Watch: The rise and fall of Matt Hancock

A workplace affair can be a sign of problems at home, too, says Dee Holmes, a relationships counsellor with Relate. But this isn’t always the case. 

“People have affairs for numerous reasons,” she says. “It can be a pattern for some, as it stops them fully committing to one relationship. It can be a sign a relationship is failing, so someone is drawn into intimacy with someone else. But for many people, they suddenly find themselves in a situation where the draw of someone else is too strong to resist, despite the fact they’re in a happy, fulfilled relationship already.”
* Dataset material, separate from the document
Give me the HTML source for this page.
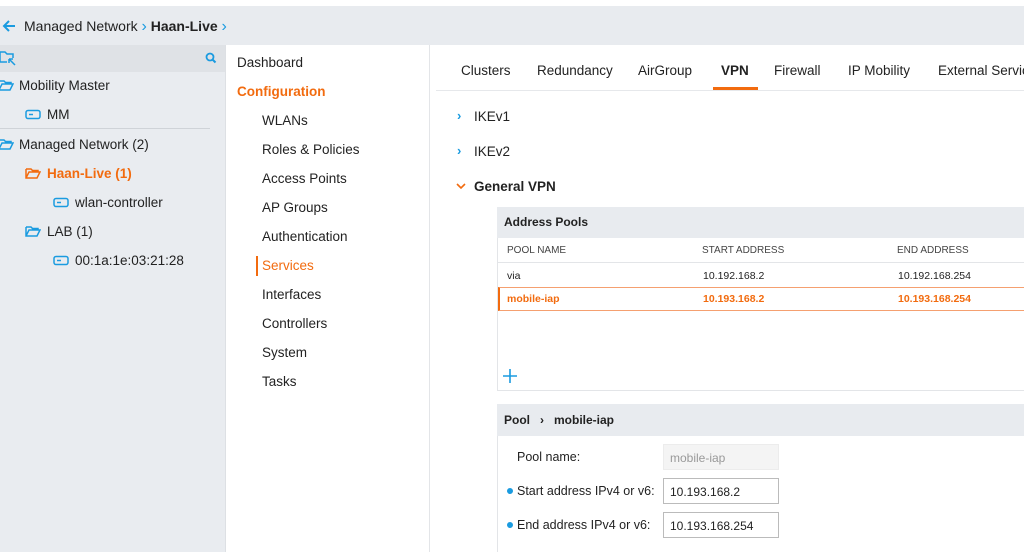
<!DOCTYPE html>
<html><head><meta charset="utf-8"><style>
*{margin:0;padding:0;box-sizing:border-box}
body{width:1024px;height:552px;overflow:hidden;background:#fff;font-family:"Liberation Sans",sans-serif;color:#222;position:relative}
.a{position:absolute;white-space:nowrap}
.t{font-size:13.5px}
.o{color:#f26b0f}
.b{font-weight:bold}
.blue{color:#1a9be0}
</style></head><body>
<div class="a" style="left:0;top:6px;width:1024px;height:39px;background:#e8ebef"></div>
<svg class="a" style="left:2px;top:19px" width="14" height="14" viewBox="0 0 14 14"><path d="M13 7H2M7 2L2 7l5 5" stroke="#1a9be0" stroke-width="2" fill="none"/></svg>
<div class="a t" style="left:24px;top:18px;font-size:14px">Managed Network <span class="blue" style="font-size:16px">›</span> <b>Haan-Live</b> <span class="blue" style="font-size:16px">›</span></div>

<div class="a" style="left:0;top:45px;width:225px;height:507px;background:#e9ecf0"></div>
<div class="a" style="left:0;top:45px;width:225px;height:27px;background:#dfe2e6"></div>
<svg class="a" style="left:0;top:50px" width="18" height="16" viewBox="0 0 18 16"><path d="M0 2h5l2 2h6v4M0 2v10h7M9 9l6 6M9 9v4M9 9h4" stroke="#1a9be0" stroke-width="1.5" fill="none"/></svg>
<svg class="a" style="left:205px;top:52px" width="12" height="12" viewBox="0 0 12 12"><circle cx="5" cy="5" r="3.5" stroke="#1a9be0" stroke-width="1.8" fill="none"/><path d="M7.5 7.5l3 3" stroke="#1a9be0" stroke-width="2"/></svg>
<div class="a" style="left:0;top:128px;width:210px;height:1px;background:#cfd3d8"></div>

<svg width="0" height="0" style="position:absolute"><defs>
<symbol id="fd" viewBox="0 0 16 13"><path d="M1 2h5l1.5 1.5H13V5M1 2v9h11l3-6H4L1 11" stroke="currentColor" stroke-width="1.5" fill="none"/></symbol>
<symbol id="dv" viewBox="0 0 16 11"><rect x="1" y="1.5" width="14" height="8" rx="2" stroke="currentColor" stroke-width="1.5" fill="none"/><path d="M4 5.5h4" stroke="currentColor" stroke-width="1.5"/></symbol>
</defs></svg>
<svg class="a blue" style="left:-2px;top:79px" width="16" height="13"><use href="#fd"/></svg>
<div class="a t" style="left:19px;top:78px">Mobility Master</div>
<svg class="a blue" style="left:25px;top:109px" width="16" height="11"><use href="#dv"/></svg>
<div class="a t" style="left:47px;top:107px">MM</div>
<svg class="a blue" style="left:-2px;top:138px" width="16" height="13"><use href="#fd"/></svg>
<div class="a t" style="left:19px;top:137px">Managed Network (2)</div>
<svg class="a o" style="left:25px;top:167px" width="16" height="13"><use href="#fd"/></svg>
<div class="a t o b" style="left:47px;top:166px">Haan-Live (1)</div>
<svg class="a blue" style="left:53px;top:197px" width="16" height="11"><use href="#dv"/></svg>
<div class="a t" style="left:75px;top:195px">wlan-controller</div>
<svg class="a blue" style="left:25px;top:225px" width="16" height="13"><use href="#fd"/></svg>
<div class="a t" style="left:47px;top:224px">LAB (1)</div>
<svg class="a blue" style="left:53px;top:255px" width="16" height="11"><use href="#dv"/></svg>
<div class="a t" style="left:75px;top:253px">00:1a:1e:03:21:28</div>

<div class="a" style="left:225px;top:45px;width:1px;height:507px;background:#dde0e4"></div>
<div class="a" style="left:429px;top:45px;width:1px;height:507px;background:#e3e5e8"></div>
<div class="a t" style="left:237px;top:55px">Dashboard</div>
<div class="a t o b" style="left:237px;top:84px">Configuration</div>
<div class="a t" style="left:262px;top:113px">WLANs</div>
<div class="a t" style="left:262px;top:142px">Roles &amp; Policies</div>
<div class="a t" style="left:262px;top:171px">Access Points</div>
<div class="a t" style="left:262px;top:200px">AP Groups</div>
<div class="a t" style="left:262px;top:229px">Authentication</div>
<div class="a" style="left:256px;top:256px;width:2px;height:20px;background:#f26b0f"></div>
<div class="a t o" style="left:262px;top:258px">Services</div>
<div class="a t" style="left:262px;top:287px">Interfaces</div>
<div class="a t" style="left:262px;top:316px">Controllers</div>
<div class="a t" style="left:262px;top:345px">System</div>
<div class="a t" style="left:262px;top:374px">Tasks</div>

<div class="a t" style="left:461px;top:63px">Clusters</div>
<div class="a t" style="left:537px;top:63px">Redundancy</div>
<div class="a t" style="left:638px;top:63px">AirGroup</div>
<div class="a t b" style="left:721px;top:63px">VPN</div>
<div class="a t" style="left:774px;top:63px">Firewall</div>
<div class="a t" style="left:848px;top:63px">IP Mobility</div>
<div class="a t" style="left:938px;top:63px">External Services</div>
<div class="a" style="left:436px;top:90px;width:588px;height:1px;background:#e6e8eb"></div>
<div class="a" style="left:713px;top:87px;width:45px;height:3px;background:#f26b0f"></div>

<div class="a blue b" style="left:457px;top:108px;font-size:13px">›</div>
<div class="a t" style="left:474px;top:109px">IKEv1</div>
<div class="a blue b" style="left:457px;top:143px;font-size:13px">›</div>
<div class="a t" style="left:474px;top:144px">IKEv2</div>
<svg class="a" style="left:456px;top:183px" width="10" height="7"><path d="M1 1l4 4 4-4" stroke="#f26b0f" stroke-width="1.6" fill="none"/></svg>
<div class="a t b" style="left:474px;top:179px">General VPN</div>

<div class="a" style="left:497px;top:207px;width:527px;height:184px;border:1px solid #e3e5e8;border-right:none"></div>
<div class="a" style="left:497px;top:207px;width:527px;height:31px;background:#e8ebef"></div>
<div class="a b" style="left:504px;top:215px;font-size:12px">Address Pools</div>
<div class="a" style="left:498px;top:262px;width:526px;height:1px;background:#e3e5e8"></div>
<div class="a" style="left:507px;top:245px;font-size:10px;color:#444">POOL NAME</div>
<div class="a" style="left:702px;top:245px;font-size:10px;color:#444">START ADDRESS</div>
<div class="a" style="left:897px;top:245px;font-size:10px;color:#444">END ADDRESS</div>
<div class="a" style="left:507px;top:270px;font-size:10.5px">via</div>
<div class="a" style="left:703px;top:270px;font-size:10.5px">10.192.168.2</div>
<div class="a" style="left:898px;top:270px;font-size:10.5px">10.192.168.254</div>
<div class="a" style="left:498px;top:287px;width:526px;height:24px;border:1px solid #f5a070;border-left:2px solid #f26b0f;border-right:none"></div>
<div class="a o b" style="left:507px;top:293px;font-size:10.5px">mobile-iap</div>
<div class="a o b" style="left:703px;top:293px;font-size:10.5px">10.193.168.2</div>
<div class="a o b" style="left:898px;top:293px;font-size:10.5px">10.193.168.254</div>
<svg class="a" style="left:503px;top:369px" width="14" height="14"><path d="M7 0v14M0 7h14" stroke="#1a9be0" stroke-width="1.6"/></svg>

<div class="a" style="left:497px;top:404px;width:527px;height:148px;border-left:1px solid #e3e5e8"></div>
<div class="a" style="left:497px;top:404px;width:527px;height:32px;background:#e8ebef"></div>
<div class="a b" style="left:504px;top:413px;font-size:12px">Pool &nbsp;&nbsp;›&nbsp;&nbsp; mobile-iap</div>
<div class="a" style="left:517px;top:450px;font-size:12.5px">Pool name:</div>
<div class="a" style="left:663px;top:444px;width:116px;height:26px;background:#f4f4f4;border:1px solid #ececec;font-size:12px;color:#999;padding:6px 6px">mobile-iap</div>
<div class="a" style="left:507px;top:488px;width:6px;height:6px;border-radius:50%;background:#1a9be0"></div>
<div class="a" style="left:517px;top:484px;font-size:12.5px">Start address IPv4 or v6:</div>
<div class="a" style="left:663px;top:478px;width:116px;height:26px;border:1px solid #bbb;font-size:12px;padding:6px 6px">10.193.168.2</div>
<div class="a" style="left:507px;top:522px;width:6px;height:6px;border-radius:50%;background:#1a9be0"></div>
<div class="a" style="left:517px;top:518px;font-size:12.5px">End address IPv4 or v6:</div>
<div class="a" style="left:663px;top:512px;width:116px;height:26px;border:1px solid #bbb;font-size:12px;padding:6px 6px">10.193.168.254</div>
</body></html>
Affairs can have devastating consequences, particularly when there are children involved, but Holmes is adamant they don’t have to mean the end of a long-term relationship or marriage. Colleagues can avoid crossing the line to begin with by stepping back to asses the situation, she says. 

“It’s at the point of realising the attraction and flirtation may be getting out of hand that people should take action and look at why the balance has gone wrong,” she says. “Is there a problem in their relationship they need to address? Why are they tempted to stray? Often, people don’t admit to themselves what’s really going on until it has crossed the line. It can be too easy to say ‘oh it’s just lunch with a work colleague, or a few drinks after work’.

“A key pointer there is something going on is: are you keeping this hidden from your partner? And if so, why?”

It’s a shame Mr Hancock didn’t have the same advice.